• [INSTRUCTIONS FOR THE TASK]:
Both the line containing "Recreate this image" and the last line of the listing are included: write out exactly the lines from one to the other.

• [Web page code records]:
----------
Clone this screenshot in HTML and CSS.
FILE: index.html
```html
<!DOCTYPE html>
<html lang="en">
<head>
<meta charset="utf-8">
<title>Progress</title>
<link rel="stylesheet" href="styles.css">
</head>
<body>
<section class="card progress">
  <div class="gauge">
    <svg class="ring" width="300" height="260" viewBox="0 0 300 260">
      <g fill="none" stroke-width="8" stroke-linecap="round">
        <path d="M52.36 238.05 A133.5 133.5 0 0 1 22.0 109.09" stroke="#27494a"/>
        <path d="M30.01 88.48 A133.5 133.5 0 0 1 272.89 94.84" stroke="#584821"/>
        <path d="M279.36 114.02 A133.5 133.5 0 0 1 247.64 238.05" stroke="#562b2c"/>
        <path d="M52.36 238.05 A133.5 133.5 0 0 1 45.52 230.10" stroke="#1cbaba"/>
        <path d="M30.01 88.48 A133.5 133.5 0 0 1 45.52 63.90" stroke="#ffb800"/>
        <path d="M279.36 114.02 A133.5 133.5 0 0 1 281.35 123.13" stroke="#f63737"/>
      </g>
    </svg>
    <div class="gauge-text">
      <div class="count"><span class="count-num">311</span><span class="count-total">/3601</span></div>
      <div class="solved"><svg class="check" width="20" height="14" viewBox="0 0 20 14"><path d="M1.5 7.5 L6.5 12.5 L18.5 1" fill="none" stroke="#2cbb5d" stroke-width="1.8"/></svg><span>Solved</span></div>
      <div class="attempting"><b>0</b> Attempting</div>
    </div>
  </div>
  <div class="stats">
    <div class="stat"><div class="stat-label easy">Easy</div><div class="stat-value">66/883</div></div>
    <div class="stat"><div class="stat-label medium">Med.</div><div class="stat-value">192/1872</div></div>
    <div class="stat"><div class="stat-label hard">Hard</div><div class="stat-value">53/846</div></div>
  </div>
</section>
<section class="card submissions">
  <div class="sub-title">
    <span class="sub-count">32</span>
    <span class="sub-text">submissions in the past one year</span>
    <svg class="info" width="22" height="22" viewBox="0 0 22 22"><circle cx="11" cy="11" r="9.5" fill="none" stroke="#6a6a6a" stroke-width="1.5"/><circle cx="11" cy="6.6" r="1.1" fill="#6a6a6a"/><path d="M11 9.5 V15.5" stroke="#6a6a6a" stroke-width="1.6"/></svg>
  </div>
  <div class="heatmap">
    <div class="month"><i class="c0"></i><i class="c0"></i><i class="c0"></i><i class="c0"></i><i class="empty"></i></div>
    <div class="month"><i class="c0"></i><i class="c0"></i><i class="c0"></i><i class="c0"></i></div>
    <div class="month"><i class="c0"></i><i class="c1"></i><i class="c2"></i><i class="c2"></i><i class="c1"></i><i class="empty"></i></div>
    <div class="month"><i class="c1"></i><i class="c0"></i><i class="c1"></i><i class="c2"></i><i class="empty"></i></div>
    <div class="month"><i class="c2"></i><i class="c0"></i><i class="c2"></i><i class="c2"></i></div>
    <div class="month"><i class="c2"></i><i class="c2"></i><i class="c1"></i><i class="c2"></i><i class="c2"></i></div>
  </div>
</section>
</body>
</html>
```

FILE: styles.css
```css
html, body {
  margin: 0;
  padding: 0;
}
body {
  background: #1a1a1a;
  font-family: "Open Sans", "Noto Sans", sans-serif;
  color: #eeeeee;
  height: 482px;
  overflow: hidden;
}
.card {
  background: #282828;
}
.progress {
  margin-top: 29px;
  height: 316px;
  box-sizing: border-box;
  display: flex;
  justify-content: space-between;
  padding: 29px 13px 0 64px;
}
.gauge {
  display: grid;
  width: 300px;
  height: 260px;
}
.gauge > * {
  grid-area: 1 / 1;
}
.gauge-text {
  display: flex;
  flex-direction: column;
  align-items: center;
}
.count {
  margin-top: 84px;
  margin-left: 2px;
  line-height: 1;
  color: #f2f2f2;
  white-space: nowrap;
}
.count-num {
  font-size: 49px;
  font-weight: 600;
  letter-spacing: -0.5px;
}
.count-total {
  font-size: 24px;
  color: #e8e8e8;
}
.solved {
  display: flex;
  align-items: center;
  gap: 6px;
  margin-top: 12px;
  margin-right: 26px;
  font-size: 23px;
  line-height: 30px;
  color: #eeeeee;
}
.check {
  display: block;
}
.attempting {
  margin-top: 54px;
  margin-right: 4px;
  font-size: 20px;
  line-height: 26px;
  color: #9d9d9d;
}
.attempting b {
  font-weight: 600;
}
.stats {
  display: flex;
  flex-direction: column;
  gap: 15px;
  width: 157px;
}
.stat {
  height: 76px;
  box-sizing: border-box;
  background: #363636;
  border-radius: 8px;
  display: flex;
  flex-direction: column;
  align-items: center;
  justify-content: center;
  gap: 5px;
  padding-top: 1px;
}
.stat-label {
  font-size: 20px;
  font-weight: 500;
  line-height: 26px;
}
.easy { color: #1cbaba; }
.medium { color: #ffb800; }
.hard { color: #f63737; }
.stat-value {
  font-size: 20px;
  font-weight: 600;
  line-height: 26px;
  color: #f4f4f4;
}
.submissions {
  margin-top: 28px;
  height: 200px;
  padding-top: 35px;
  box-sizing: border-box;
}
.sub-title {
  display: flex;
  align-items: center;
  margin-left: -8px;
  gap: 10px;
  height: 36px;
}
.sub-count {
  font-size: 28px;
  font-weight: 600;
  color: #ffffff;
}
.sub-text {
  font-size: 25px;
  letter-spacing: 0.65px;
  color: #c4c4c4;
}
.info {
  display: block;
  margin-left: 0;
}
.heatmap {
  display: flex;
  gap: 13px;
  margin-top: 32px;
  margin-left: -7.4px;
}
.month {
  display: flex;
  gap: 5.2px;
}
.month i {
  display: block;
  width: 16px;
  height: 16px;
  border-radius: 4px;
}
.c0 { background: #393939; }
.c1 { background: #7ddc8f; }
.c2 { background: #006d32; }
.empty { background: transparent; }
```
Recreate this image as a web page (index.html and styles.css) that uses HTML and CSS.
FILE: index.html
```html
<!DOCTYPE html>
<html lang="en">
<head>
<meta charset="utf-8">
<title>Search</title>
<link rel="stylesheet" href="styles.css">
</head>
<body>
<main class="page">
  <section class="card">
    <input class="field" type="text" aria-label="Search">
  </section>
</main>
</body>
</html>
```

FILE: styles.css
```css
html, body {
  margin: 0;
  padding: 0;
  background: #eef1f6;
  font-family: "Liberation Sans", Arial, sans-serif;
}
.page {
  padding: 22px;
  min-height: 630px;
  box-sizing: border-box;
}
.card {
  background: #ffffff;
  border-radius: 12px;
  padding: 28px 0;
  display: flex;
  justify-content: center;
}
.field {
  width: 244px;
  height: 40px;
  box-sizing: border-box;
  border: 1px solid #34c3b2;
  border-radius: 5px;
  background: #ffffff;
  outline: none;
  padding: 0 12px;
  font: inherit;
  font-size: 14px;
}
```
----------
• [OUTPUT OF THE EXERCISE]:
Recreate this image as a web page (index.html and styles.css) that uses HTML and CSS.
FILE: index.html
```html
<!DOCTYPE html>
<html lang="en">
<head>
<meta charset="utf-8">
<title>Search</title>
<link rel="stylesheet" href="styles.css">
</head>
<body>
<main class="page">
  <section class="card">
    <input class="field" type="text" aria-label="Search">
  </section>
</main>
</body>
</html>
```

FILE: styles.css
```css
html, body {
  margin: 0;
  padding: 0;
  background: #eef1f6;
  font-family: "Liberation Sans", Arial, sans-serif;
}
.page {
  padding: 22px;
  min-height: 630px;
  box-sizing: border-box;
}
.card {
  background: #ffffff;
  border-radius: 12px;
  padding: 28px 0;
  display: flex;
  justify-content: center;
}
.field {
  width: 244px;
  height: 40px;
  box-sizing: border-box;
  border: 1px solid #34c3b2;
  border-radius: 5px;
  background: #ffffff;
  outline: none;
  padding: 0 12px;
  font: inherit;
  font-size: 14px;
}
```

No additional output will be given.